* _DIRECTION_
Lines containing the word "React" should be extracted in full.

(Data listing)
>>>
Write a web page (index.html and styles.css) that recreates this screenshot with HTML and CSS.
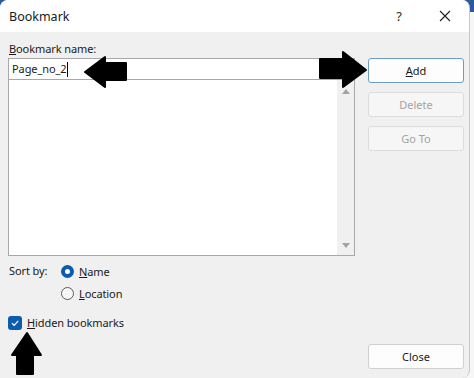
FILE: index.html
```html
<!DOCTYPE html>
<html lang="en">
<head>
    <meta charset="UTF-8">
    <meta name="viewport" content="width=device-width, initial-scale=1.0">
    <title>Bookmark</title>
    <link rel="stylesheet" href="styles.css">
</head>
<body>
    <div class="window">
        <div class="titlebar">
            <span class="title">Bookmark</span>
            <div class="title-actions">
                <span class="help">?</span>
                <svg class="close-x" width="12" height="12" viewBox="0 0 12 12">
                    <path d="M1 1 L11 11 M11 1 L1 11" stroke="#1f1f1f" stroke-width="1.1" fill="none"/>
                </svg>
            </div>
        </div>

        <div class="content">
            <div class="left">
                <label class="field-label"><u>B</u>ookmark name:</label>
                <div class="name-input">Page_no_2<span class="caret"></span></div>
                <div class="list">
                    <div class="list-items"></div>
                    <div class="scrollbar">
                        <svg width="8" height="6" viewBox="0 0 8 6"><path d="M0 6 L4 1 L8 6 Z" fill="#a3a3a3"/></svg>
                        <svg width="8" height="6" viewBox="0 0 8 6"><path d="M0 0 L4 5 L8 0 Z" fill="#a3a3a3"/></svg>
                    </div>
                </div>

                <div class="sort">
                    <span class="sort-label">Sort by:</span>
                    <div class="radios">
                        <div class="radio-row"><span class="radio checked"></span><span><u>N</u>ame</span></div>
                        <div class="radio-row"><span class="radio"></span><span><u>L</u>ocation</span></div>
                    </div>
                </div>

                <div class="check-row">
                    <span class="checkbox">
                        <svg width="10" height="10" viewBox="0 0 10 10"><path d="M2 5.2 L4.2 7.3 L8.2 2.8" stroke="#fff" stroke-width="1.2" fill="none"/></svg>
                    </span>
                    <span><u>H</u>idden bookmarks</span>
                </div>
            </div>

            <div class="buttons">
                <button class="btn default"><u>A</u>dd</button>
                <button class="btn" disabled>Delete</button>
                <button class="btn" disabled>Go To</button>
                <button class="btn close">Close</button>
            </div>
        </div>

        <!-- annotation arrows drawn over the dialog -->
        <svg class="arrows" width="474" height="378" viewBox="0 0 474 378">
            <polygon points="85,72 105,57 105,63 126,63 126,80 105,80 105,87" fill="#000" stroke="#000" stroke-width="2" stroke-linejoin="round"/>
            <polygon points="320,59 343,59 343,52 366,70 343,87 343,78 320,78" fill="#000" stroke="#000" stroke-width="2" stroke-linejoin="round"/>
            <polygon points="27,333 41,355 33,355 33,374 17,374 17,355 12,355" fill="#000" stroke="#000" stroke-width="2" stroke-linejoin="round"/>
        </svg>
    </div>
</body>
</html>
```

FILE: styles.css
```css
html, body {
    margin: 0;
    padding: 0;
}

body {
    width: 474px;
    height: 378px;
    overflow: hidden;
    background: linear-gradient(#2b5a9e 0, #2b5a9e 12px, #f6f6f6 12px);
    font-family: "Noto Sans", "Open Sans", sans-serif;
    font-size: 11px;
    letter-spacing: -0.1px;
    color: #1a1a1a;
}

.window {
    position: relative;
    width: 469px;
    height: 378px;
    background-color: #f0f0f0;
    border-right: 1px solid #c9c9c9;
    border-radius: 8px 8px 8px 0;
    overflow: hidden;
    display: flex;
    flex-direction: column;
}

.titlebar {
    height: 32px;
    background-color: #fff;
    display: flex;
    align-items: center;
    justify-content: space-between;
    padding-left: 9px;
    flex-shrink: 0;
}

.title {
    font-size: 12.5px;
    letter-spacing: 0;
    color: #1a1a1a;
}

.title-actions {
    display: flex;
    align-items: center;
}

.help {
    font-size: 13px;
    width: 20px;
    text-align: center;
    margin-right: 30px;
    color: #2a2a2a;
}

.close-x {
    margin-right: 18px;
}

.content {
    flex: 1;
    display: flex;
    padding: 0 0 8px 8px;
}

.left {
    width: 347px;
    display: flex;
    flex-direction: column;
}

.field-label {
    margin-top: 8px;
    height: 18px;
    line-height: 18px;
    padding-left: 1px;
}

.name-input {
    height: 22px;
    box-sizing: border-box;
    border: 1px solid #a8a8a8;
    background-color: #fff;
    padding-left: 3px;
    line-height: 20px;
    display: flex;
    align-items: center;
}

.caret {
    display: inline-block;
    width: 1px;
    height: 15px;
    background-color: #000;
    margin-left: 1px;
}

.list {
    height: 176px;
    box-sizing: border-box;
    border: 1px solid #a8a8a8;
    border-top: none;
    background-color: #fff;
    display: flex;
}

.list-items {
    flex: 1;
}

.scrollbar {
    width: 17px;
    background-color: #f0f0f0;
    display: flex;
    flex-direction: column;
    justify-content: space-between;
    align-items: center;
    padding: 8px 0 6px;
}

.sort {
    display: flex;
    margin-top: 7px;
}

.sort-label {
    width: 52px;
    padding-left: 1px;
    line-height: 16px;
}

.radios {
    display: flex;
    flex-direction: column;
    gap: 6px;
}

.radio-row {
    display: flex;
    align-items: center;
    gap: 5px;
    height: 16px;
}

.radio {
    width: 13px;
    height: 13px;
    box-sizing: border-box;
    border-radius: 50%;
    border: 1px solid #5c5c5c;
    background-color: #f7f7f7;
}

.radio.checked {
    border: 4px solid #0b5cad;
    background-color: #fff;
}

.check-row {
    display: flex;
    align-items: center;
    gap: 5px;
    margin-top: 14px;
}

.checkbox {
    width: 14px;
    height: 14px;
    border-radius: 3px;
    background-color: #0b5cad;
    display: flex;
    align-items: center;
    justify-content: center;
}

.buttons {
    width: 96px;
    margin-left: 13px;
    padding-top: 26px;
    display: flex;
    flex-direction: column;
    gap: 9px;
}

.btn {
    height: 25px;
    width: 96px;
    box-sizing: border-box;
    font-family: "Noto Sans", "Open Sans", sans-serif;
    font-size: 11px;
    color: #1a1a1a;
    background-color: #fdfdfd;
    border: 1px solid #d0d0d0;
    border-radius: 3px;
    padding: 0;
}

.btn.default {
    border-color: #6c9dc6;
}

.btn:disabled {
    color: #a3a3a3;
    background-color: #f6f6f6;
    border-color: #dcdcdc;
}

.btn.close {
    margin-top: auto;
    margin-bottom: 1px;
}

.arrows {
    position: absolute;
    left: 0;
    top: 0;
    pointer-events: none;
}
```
<<<
>>>
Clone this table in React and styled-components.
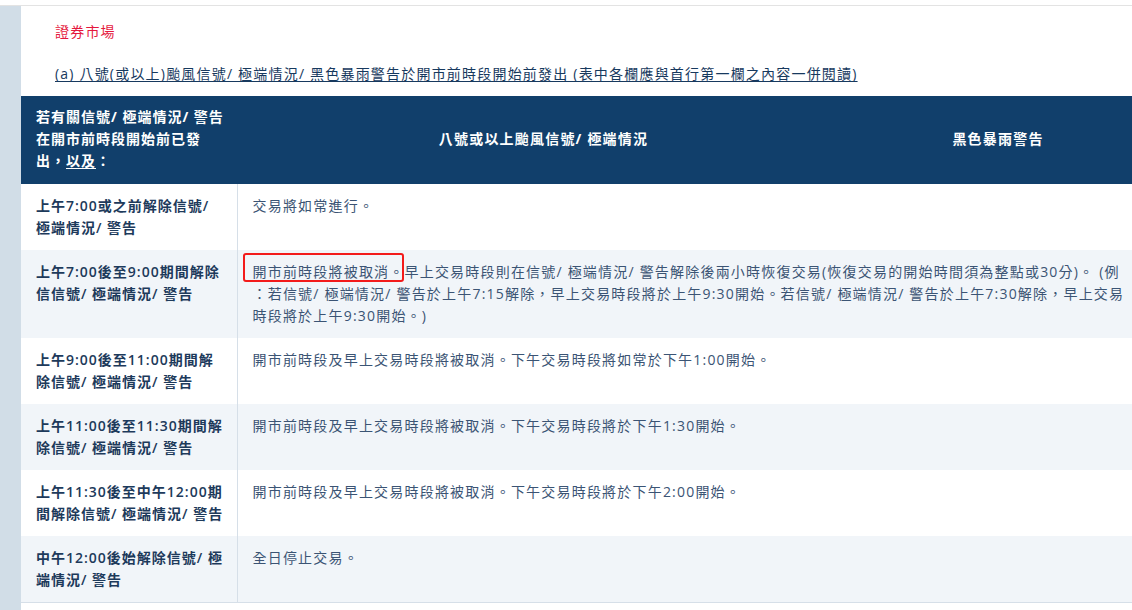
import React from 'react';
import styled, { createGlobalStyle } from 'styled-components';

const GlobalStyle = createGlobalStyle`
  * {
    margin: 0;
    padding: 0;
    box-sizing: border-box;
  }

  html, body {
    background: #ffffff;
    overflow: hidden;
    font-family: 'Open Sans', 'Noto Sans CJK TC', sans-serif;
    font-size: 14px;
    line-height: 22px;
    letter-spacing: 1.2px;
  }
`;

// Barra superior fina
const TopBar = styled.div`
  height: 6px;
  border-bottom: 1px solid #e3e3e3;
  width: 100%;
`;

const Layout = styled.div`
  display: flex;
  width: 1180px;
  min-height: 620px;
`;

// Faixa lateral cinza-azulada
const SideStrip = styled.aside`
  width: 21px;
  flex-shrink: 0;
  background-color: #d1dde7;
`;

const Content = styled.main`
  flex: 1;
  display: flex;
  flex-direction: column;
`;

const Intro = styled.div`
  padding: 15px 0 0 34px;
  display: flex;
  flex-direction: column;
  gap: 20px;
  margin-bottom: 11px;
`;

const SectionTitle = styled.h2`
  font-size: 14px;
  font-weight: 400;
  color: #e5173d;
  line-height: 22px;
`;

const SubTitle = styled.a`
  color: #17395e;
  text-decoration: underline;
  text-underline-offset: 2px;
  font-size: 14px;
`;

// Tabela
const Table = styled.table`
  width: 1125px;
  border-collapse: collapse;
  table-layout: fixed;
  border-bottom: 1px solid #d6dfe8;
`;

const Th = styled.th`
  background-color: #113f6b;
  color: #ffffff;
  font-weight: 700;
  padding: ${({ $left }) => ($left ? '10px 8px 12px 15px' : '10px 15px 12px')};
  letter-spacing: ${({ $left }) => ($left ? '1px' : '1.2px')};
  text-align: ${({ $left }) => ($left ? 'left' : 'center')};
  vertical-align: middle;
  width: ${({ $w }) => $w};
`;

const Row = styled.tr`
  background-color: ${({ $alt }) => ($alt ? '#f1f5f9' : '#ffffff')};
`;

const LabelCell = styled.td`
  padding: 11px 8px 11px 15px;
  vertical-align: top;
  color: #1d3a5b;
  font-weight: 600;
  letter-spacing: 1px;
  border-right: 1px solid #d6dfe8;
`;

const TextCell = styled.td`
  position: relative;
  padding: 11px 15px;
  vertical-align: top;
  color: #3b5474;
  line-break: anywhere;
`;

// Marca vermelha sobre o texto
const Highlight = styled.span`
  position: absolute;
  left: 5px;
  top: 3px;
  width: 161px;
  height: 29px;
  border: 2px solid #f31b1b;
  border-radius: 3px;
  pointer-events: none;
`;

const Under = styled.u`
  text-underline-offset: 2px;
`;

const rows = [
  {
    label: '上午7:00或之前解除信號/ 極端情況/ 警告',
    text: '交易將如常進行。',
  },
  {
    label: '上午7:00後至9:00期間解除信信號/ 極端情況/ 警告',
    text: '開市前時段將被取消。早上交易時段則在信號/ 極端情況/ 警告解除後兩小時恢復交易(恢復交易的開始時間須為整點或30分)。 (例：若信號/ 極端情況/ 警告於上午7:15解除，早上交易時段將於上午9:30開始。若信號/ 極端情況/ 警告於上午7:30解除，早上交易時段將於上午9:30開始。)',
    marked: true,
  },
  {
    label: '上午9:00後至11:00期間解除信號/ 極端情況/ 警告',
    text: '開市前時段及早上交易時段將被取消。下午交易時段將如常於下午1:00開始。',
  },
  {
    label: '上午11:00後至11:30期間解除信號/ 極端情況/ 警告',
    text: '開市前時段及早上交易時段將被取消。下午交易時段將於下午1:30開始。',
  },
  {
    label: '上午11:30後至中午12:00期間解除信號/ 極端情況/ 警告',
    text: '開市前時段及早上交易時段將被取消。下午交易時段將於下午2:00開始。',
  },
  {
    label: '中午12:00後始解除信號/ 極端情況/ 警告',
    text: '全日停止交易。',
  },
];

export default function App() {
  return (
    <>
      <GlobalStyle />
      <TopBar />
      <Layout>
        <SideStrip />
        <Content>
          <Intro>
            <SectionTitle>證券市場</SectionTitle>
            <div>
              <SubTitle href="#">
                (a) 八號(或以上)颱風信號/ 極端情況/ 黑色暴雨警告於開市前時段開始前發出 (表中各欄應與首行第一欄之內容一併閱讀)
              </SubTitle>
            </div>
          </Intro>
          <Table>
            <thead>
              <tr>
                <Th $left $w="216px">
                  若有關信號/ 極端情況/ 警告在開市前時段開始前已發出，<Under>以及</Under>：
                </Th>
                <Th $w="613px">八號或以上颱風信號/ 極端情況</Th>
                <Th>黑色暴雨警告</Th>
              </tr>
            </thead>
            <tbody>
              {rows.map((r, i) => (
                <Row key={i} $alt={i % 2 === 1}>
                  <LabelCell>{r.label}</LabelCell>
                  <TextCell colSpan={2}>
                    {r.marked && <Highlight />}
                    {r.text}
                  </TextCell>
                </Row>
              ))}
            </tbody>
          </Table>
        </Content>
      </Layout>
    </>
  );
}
<<<
* _TASK OUTPUT_
Clone this table in React and styled-components.
import React from 'react';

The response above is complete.